Traditional Photography Digital Photography. Eliminating of three processes, which were used to be necessary, buying films, visiting retailers, and waiting moved customers focus more to on cameras than films.
Also as average digital camera price goes down, the sales increased promptly (Exhibit 11 and Exhibit 7, 8). For Kodak, before the digital cameras, the equipment (traditional camera) was just a tool to let people use their film and papers, especially for common family customers. However, as the value chain has changed, the company had to face competitions with not only traditional film makers, but also with camera manufacturers like Canon and Sony.
Even needed to compete or cooperate with high tech companies. Also, confronting the potential cannibalization within the company restrained Kodak from transformation to digital image business and made the situation worse for the company. In results, this digital imaging innovation has threatened the long-lasted hegemony of Kodak. Kodak 3) What is Kodak’s current position in digital imaging? Would Kodak’s position be different had the company adopted a different digital imaging strategy in the eighties and the nineties? Evaluate Kodak’s strategy starting in the mid-eighties.
Kodak still has biggest market share in the film market and the comparatively strong position in digital camera market, but it had some difficult time in the Photofinishing Market and has been loosing money in digital camera sales. Digital Camera: Kodak has about 13% market share of US digital camera market, which is the 2nd biggest. However the digital camera business is not making profit yet and expected to have very server competition among many other strong competitor, such as Sony, Cannon, HP, and Nikon(Exhibit 10).
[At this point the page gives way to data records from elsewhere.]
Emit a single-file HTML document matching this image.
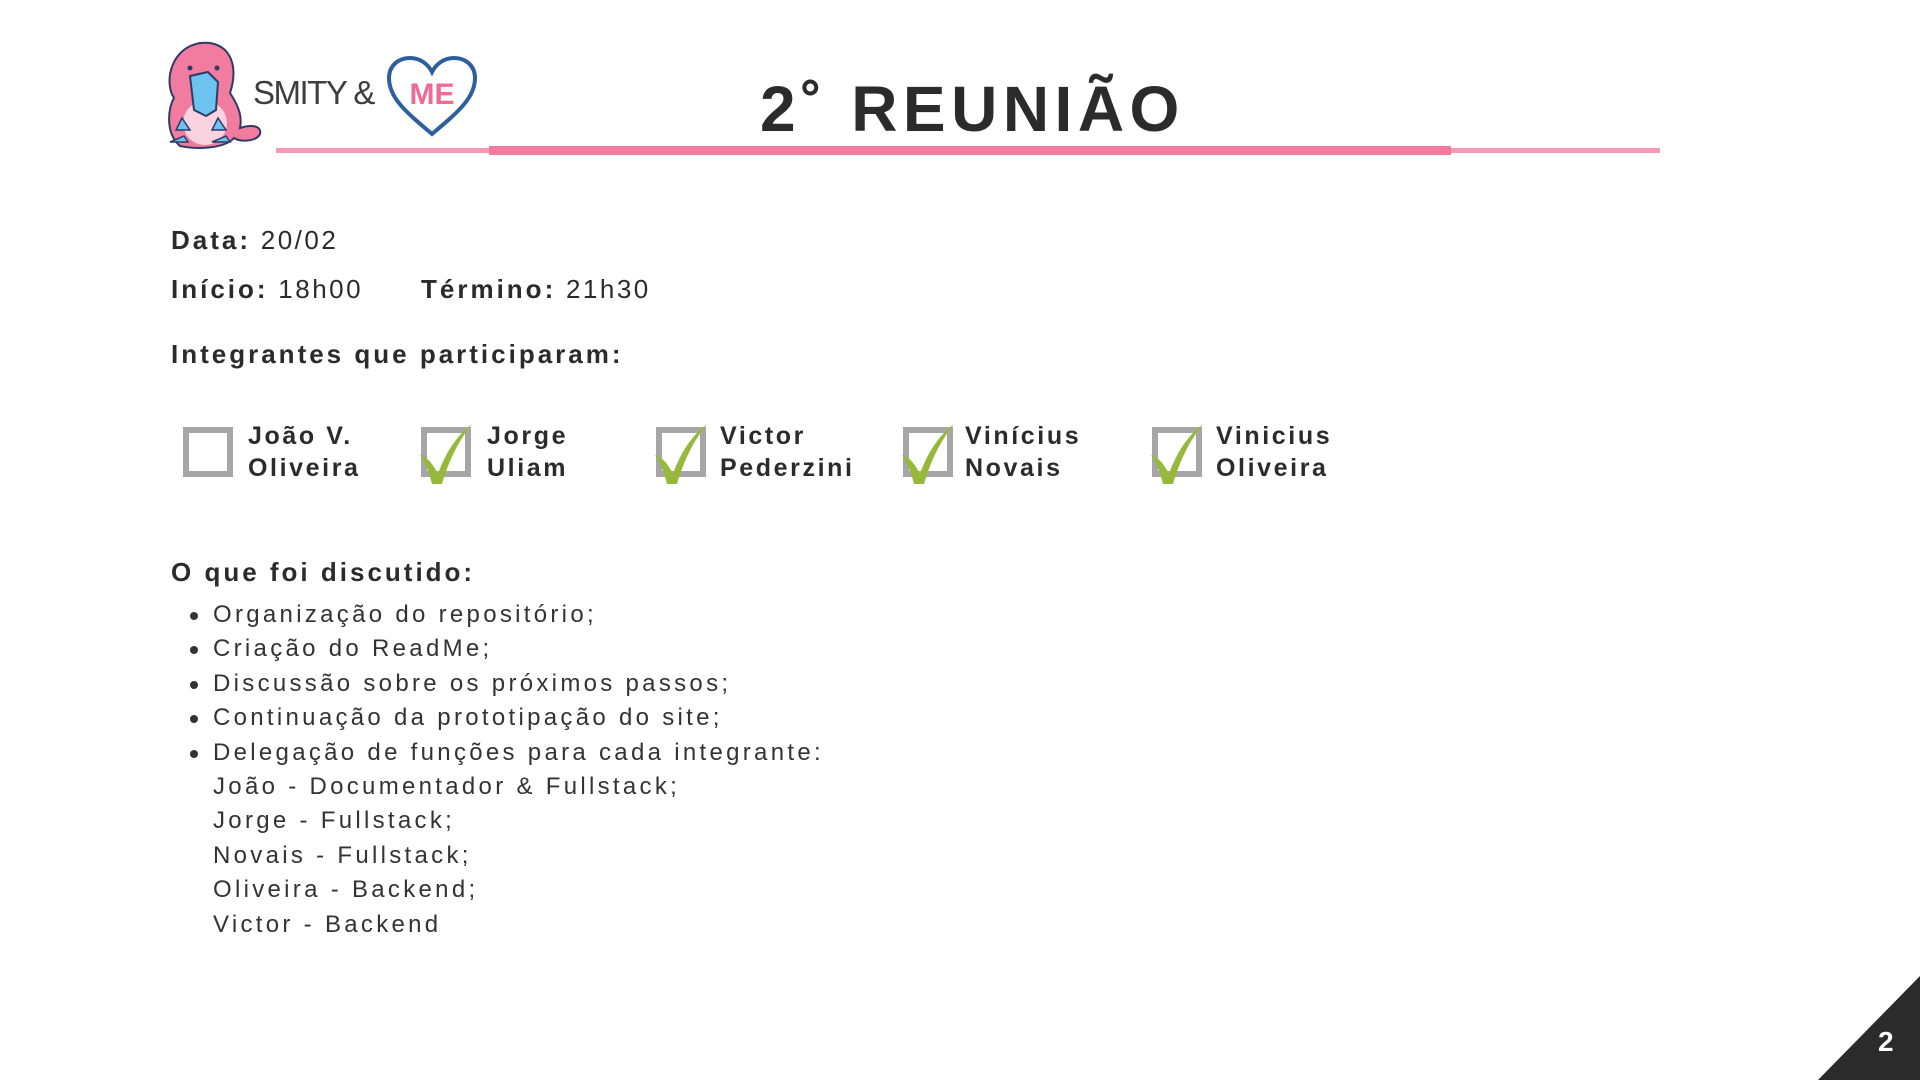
<!DOCTYPE html>
<html><head><meta charset="utf-8"><style>
body{margin:0;width:1920px;height:1080px;background:#fff;position:relative;overflow:hidden;font-family:"Liberation Sans",sans-serif;color:#2b2b2b}
.a{position:absolute;white-space:nowrap}
.b{font-weight:bold;letter-spacing:3px;font-size:26px}
.r{font-weight:normal;letter-spacing:2.5px;font-size:26px}
.box{position:absolute;width:38px;height:38px;border:6px solid #a6a6a6;top:427px}
.nm{position:absolute;top:420px;font-weight:bold;font-size:25px;letter-spacing:2.6px;line-height:32px;color:#2b2b2b}
.li{position:absolute;left:213px;font-size:24px;letter-spacing:3.3px;color:#333;line-height:34.4px}
</style></head><body>
<svg class="a" style="left:160px;top:38px" width="105" height="114" viewBox="0 0 105 114">
<path d="M20 108 C5 95 8 70 14 60 C4 45 10 10 40 5 C68 2 80 25 70 55 C80 70 82 80 80 90 C92 86 102 88 100 96 C96 104 80 104 74 100 C65 110 40 112 20 108Z" fill="#f27ba0" stroke="#2f3a66" stroke-width="2"/>
<ellipse cx="45" cy="85" rx="22" ry="22" fill="#fbd3e0"/>
<path d="M30 38 L48 34 L58 44 L56 72 L46 78 L34 72 Z" fill="#6cc3f0" stroke="#2f3a66" stroke-width="2"/>
<circle cx="30" cy="30" r="2.5" fill="#2f3a66"/><circle cx="57" cy="30" r="2.5" fill="#2f3a66"/>
<path d="M22 80 l-6 12 h14z M58 80 l-6 12 h14z M10 104 h18 l-4-6z M52 104 h18 l-4-6z" fill="#6cc3f0" stroke="#2f3a66" stroke-width="1.5"/>
</svg>
<div class="a" style="left:253px;top:74px;font-size:33px;color:#3d3d3d;letter-spacing:-1.5px">SMITY &amp;</div>
<svg class="a" style="left:386px;top:56px" width="92" height="82" viewBox="0 0 92 82">
<path d="M46 78 C20 56 3 42 3 22 C3 10 12 2 24 2 C34 2 42 8 46 16 C50 8 58 2 68 2 C80 2 89 10 89 22 C89 42 72 56 46 78Z" fill="#fff" stroke="#2c5f9e" stroke-width="4"/>
<text x="46" y="48" text-anchor="middle" font-family="Liberation Sans" font-size="30" font-weight="bold" fill="#f06a98">ME</text>
</svg>
<div class="a" style="left:760px;top:72px;font-size:64px;font-weight:bold;letter-spacing:5.5px;color:#2b2b2b">2˚ REUNIÃO</div>
<div class="a" style="left:276px;top:148px;width:1384px;height:5px;background:#f49ab6"></div>
<div class="a" style="left:489px;top:146px;width:962px;height:9px;background:#f27ba0"></div>
<div class="a" style="left:171px;top:225px"><span class="b">Data:</span><span class="r"> 20/02</span></div>
<div class="a" style="left:171px;top:274px"><span class="b">Início:</span><span class="r"> 18h00</span></div>
<div class="a" style="left:421px;top:274px"><span class="b">Término:</span><span class="r"> 21h30</span></div>
<div class="a b" style="left:171px;top:339px">Integrantes que participaram:</div>
<div class="box" style="left:183px"></div>
<div class="box" style="left:421px"></div>
<div class="box" style="left:656px"></div>
<div class="box" style="left:903px"></div>
<div class="box" style="left:1152px"></div>
<svg class="a" style="left:0;top:0" width="1920" height="1080">
<g fill="#96b93a">
<path d="M420 455 C428 457 434 466 438 474 C445 454 456 436 472 424 C458 442 449 460 442 484 L432 484 C429 472 425 462 420 455Z"/>
<path d="M655 455 C663 457 669 466 673 474 C680 454 691 436 707 424 C693 442 684 460 677 484 L667 484 C664 472 660 462 655 455Z"/>
<path d="M902 455 C910 457 916 466 920 474 C927 454 938 436 954 424 C940 442 931 460 924 484 L914 484 C911 472 907 462 902 455Z"/>
<path d="M1151 455 C1159 457 1165 466 1169 474 C1176 454 1187 436 1203 424 C1189 442 1180 460 1173 484 L1163 484 C1160 472 1156 462 1151 455Z"/>
</g></svg>
<div class="nm" style="left:248px">João V.<br>Oliveira</div>
<div class="nm" style="left:487px">Jorge<br>Uliam</div>
<div class="nm" style="left:720px">Victor<br>Pederzini</div>
<div class="nm" style="left:965px">Vinícius<br>Novais</div>
<div class="nm" style="left:1216px">Vinicius<br>Oliveira</div>
<div class="a b" style="left:171px;top:557px">O que foi discutido:</div>
<div class="li" style="top:598px">Organização do repositório;<br>Criação do ReadMe;<br>Discussão sobre os próximos passos;<br>Continuação da prototipação do site;<br>Delegação de funções para cada integrante:<br>João - Documentador &amp; Fullstack;<br>Jorge - Fullstack;<br>Novais - Fullstack;<br>Oliveira - Backend;<br>Victor - Backend</div>
<div class="a" style="left:190px;top:612px;width:8px;height:8px;border-radius:50%;background:#333"></div>
<div class="a" style="left:190px;top:646px;width:8px;height:8px;border-radius:50%;background:#333"></div>
<div class="a" style="left:190px;top:681px;width:8px;height:8px;border-radius:50%;background:#333"></div>
<div class="a" style="left:190px;top:715px;width:8px;height:8px;border-radius:50%;background:#333"></div>
<div class="a" style="left:190px;top:750px;width:8px;height:8px;border-radius:50%;background:#333"></div>
<svg class="a" style="left:1818px;top:976px" width="102" height="104"><path d="M102 0 V104 H0Z" fill="#2b2b2b"/></svg>
<div class="a" style="left:1878px;top:1026px;color:#fff;font-weight:bold;font-size:28px">2</div>
</body></html>
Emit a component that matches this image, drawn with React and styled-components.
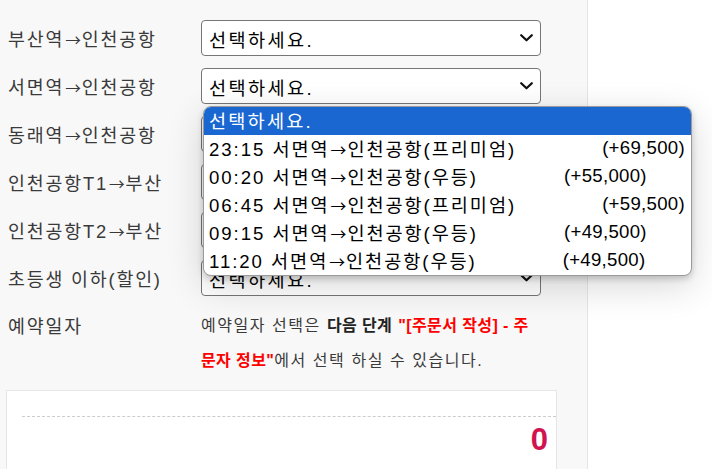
import styled, { createGlobalStyle } from "styled-components";

const routes = [
  ["부산역", "인천공항"],
  ["서면역", "인천공항"],
  ["동래역", "인천공항"],
  ["인천공항T1", "부산"],
  ["인천공항T2", "부산"],
];

const options = [
  { time: "23:15", from: "서면역", to: "인천공항(프리미엄)", price: "(+69,500)" },
  { time: "00:20", from: "서면역", to: "인천공항(우등)", price: "(+55,000)" },
  { time: "06:45", from: "서면역", to: "인천공항(프리미엄)", price: "(+59,500)" },
  { time: "09:15", from: "서면역", to: "인천공항(우등)", price: "(+49,500)" },
  { time: "11:20", from: "서면역", to: "인천공항(우등)", price: "(+49,500)" },
];

const Chevron = () => (
  <svg width="13" height="8" viewBox="0 0 13 8">
    <polyline
      points="1.2,1.2 6.5,6.3 11.8,1.2"
      fill="none"
      stroke="#111"
      strokeWidth="2.2"
      strokeLinecap="round"
      strokeLinejoin="round"
    />
  </svg>
);

const SelectBox = ({ open }) => (
  <Field>
    <Select>
      <span>선택하세요.</span>
      <Chevron />
    </Select>
    {open && (
      <Dropdown>
        <Option selected>선택하세요.</Option>
        {options.map((opt) => (
          <Option key={opt.time}>
            <span>
              {opt.time} {opt.from}
              <Arrow>→</Arrow>
              {opt.to}
            </span>
            <Price>{opt.price}</Price>
          </Option>
        ))}
      </Dropdown>
    )}
  </Field>
);

const App = () => {
  return (
    <>
      <GlobalStyle />
      <Page>
        <Panel>
          <Form>
            {routes.map(([from, to], i) => (
              <Row key={from + to}>
                <Label>
                  {from}
                  <Arrow>→</Arrow>
                  {to}
                </Label>
                <SelectBox open={i === 1} />
              </Row>
            ))}
            <Row>
              <Label>초등생 이하(할인)</Label>
              <SelectBox />
            </Row>
            <Row top>
              <Label tall>예약일자</Label>
              <Notice>
                예약일자 선택은 <strong>다음 단계</strong>{" "}
                <Red>"[주문서 작성] - 주문자 정보"</Red>에서 선택 하실 수
                있습니다.
              </Notice>
            </Row>
          </Form>

          <Summary>
            <Divider />
            <Total>0</Total>
          </Summary>
        </Panel>
      </Page>
    </>
  );
};

const GlobalStyle = createGlobalStyle`
  html, body {
    margin: 0;
    background: #fff;
  }

  body {
    font-family: "Liberation Sans", "Noto Sans CJK KR", sans-serif;
    color: #333;
  }
`;

const Page = styled.div`
  display: flex;
  height: 469px;
  overflow: hidden;
`;

const Panel = styled.main`
  width: 588px;
  box-sizing: border-box;
  background: #f8f8f8;
  border-right: 1px solid #e6e6e6;
  padding: 20px 30px 0 6px;
  display: flex;
  flex-direction: column;
`;

const Form = styled.div`
  display: flex;
  flex-direction: column;
  gap: 12px;
  padding-left: 2px;
`;

const Row = styled.div`
  display: grid;
  grid-template-columns: 193px 340px;
  align-items: ${({ top }) => (top ? "start" : "center")};
`;

const Arrow = styled.span`
  font-family: "Noto Sans CJK KR", sans-serif;
  font-size: 0.85em;
  letter-spacing: 0;
  margin: 0 1px;
`;

const Label = styled.div`
  font-size: 18.4px;
  line-height: ${({ tall }) => (tall ? "35px" : "24px")};
  letter-spacing: 1.8px;
  color: #3a3a3a;
  white-space: nowrap;
  padding-top: ${({ tall }) => (tall ? "1px" : "3px")};
`;

const Field = styled.div`
  position: relative;
`;

const Select = styled.div`
  height: 36px;
  box-sizing: border-box;
  background: #fff;
  border: 1px solid #767676;
  border-radius: 4px;
  padding: 0 7px 0 7px;
  display: flex;
  align-items: center;
  justify-content: space-between;
  font-size: 18.6px;
  letter-spacing: 2.4px;
  color: #000;
`;

const Dropdown = styled.div`
  position: absolute;
  top: calc(100% + 2px);
  left: 2px;
  z-index: 10;
  width: 489px;
  box-sizing: border-box;
  background: #fff;
  border: 1px solid #9a9a9a;
  border-radius: 8px;
  overflow: hidden;
  box-shadow: 0 3px 6px rgba(0, 0, 0, 0.18), 0 10px 36px rgba(0, 0, 0, 0.16);
`;

const Option = styled.div`
  height: 28px;
  box-sizing: border-box;
  display: flex;
  align-items: center;
  gap: 86px;
  padding: 0 5px 3px;
  font-size: 18.6px;
  letter-spacing: ${({ selected }) => (selected ? "2.2px" : "1.95px")};
  white-space: pre;
  color: ${({ selected }) => (selected ? "#fff" : "#000")};
  background: ${({ selected }) => (selected ? "#1a67d2" : "transparent")};
`;

const Price = styled.span`
  flex-shrink: 0;
  letter-spacing: 0.3px;
`;

const Notice = styled.p`
  margin: 0;
  font-size: 16px;
  line-height: 35px;
  letter-spacing: 1.55px;
  color: #3a3a3a;

  strong {
    color: #222;
    letter-spacing: 0.4px;
  }
`;

const Red = styled.strong`
  color: #f00 !important;
`;

const Summary = styled.section`
  margin-top: 12px;
  width: 551px;
  flex: 1;
  box-sizing: border-box;
  background: #fff;
  border: 1px solid #e6e6e6;
  border-bottom: none;
  padding: 25px 0 0 15px;
`;

const Divider = styled.div`
  border-top: 1px dashed #cccccc;
`;

const Total = styled.div`
  padding: 6px 8px 0 0;
  text-align: right;
  font-size: 31px;
  line-height: 34px;
  font-weight: 700;
  color: #d1134f;
`;

export default App;
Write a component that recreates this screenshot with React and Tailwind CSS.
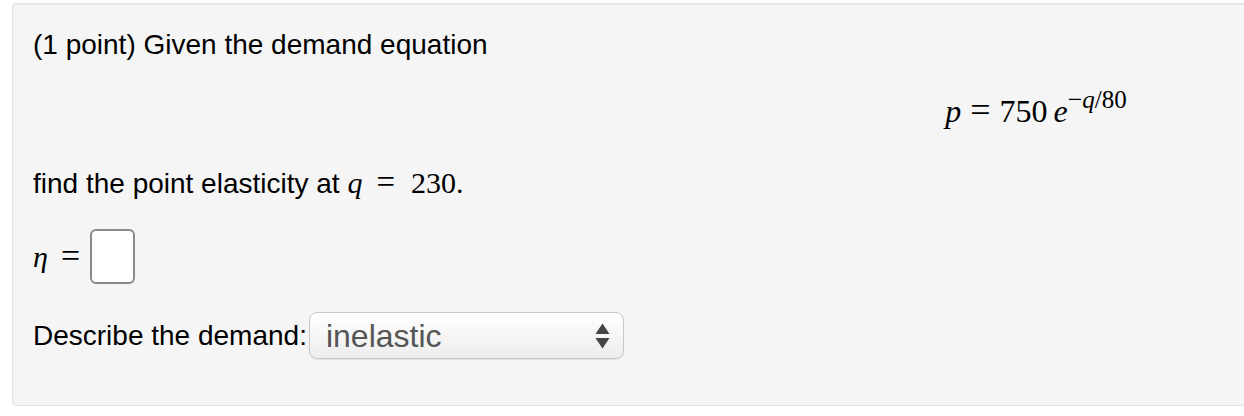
import React from "react";

const serif = { fontFamily: '"Liberation Serif", "Times New Roman", serif' };

export default function App() {
  return (
    <div className="w-[1244px] h-[416px] overflow-hidden bg-white">
      <div
        className="ml-[12px] mt-[3px] w-[2048px] h-[403px] border border-[#e3e3e3] rounded-[4px] bg-[#f5f5f5] shadow-[inset_0_1px_1px_rgba(0,0,0,0.05)] px-[20px] pt-[26px] text-black"
        style={{ fontFamily: '"Liberation Sans", Arial, Helvetica, sans-serif' }}
      >
        <div className="h-[30px] text-[28px] leading-[30px]">(1 point) Given the demand equation</div>

        <div className="mt-[30px] h-[40px] flex justify-center text-[32px] leading-[40px]" style={serif}>
          <span className="whitespace-nowrap inline-flex items-baseline leading-[40px]">
            <i>p</i>
            <span className="mx-[9px] text-[36px] leading-[40px]">=</span>
            <span>750</span>
            <i className="ml-[6px]">e</i>
            <span className="text-[25px] leading-[30px] relative top-[-14px] whitespace-nowrap">
              <span className="text-[26px]">−</span>
              <i>q</i>/80
            </span>
          </span>
        </div>

        <div className="mt-[37px] h-[30px] text-[28px] leading-[30px] flex items-baseline whitespace-nowrap">
          <span>find the point elasticity at&nbsp;</span>
          <span className="text-[30px] leading-[30px] inline-flex items-baseline" style={serif}>
            <i>q</i>
            <span className="ml-[14px] mr-[16px] text-[33px] leading-[30px]">=</span>
            <span>230.</span>
          </span>
        </div>

        <div className="mt-[32px] flex items-center h-[55px]">
          <span className="text-[30px] leading-[30px] inline-flex items-baseline" style={serif}>
            <i>η</i>
            <span className="ml-[13px] mr-[10px] text-[34px] leading-[30px]">=</span>
          </span>
          <div className="w-[45px] h-[55px] border-[2px] border-[#8a8a8a] rounded-[6px] bg-white" />
        </div>

        <div className="mt-[28px] flex items-center h-[47px] text-[28px]">
          <span className="mr-[2px]">Describe the demand:</span>
          <div className="relative flex items-center w-[315px] h-[47px] border border-[#c9c9c9] rounded-[8px] bg-gradient-to-b from-white to-[#ededed] shadow-[0_1px_1px_rgba(0,0,0,0.08)] pl-[16px]">
            <span className="text-[32px] text-[#555] leading-none">inelastic</span>
            <svg
              className="absolute right-[13px] top-1/2 -translate-y-1/2"
              width="15"
              height="27"
              viewBox="0 0 15 27"
            >
              <polygon points="7.5,1 14.5,11.5 0.5,11.5" fill="#444" />
              <polygon points="0.5,15.5 14.5,15.5 7.5,26" fill="#444" />
            </svg>
          </div>
        </div>
      </div>
    </div>
  );
}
Photofinishing Market: Due to previous contract, Kodak had difficulties to emerge to new strong channels such as Wal-Mart and Fuji has enjoyed the stronger position(60% M/S) in this market. Traditional Film Market: Kodak still has more than 30% of worldwide film market share(Exhibit 3) and maintained the number one position in Chinese market. But, the Fuji film came over the Kodak in terms of market share(Exhibit 3), and the entire film market is shrinking due to digital imaging. (Exhibit 12).
Kodak’s strategy in digital imaging from mid-eighties to mid-nineties was trying to shape the new market creating the “film-based digital imaging”. Even though they have invested in R&D and possessed patents for digital imaging technology, due to the huge profit from film business, management were retained to move on to new market and challenge. At the same time to avoid the cannibalization or to make something as profitable as color film, Kodak could not fully focus on digital formation and efficiently used its resources.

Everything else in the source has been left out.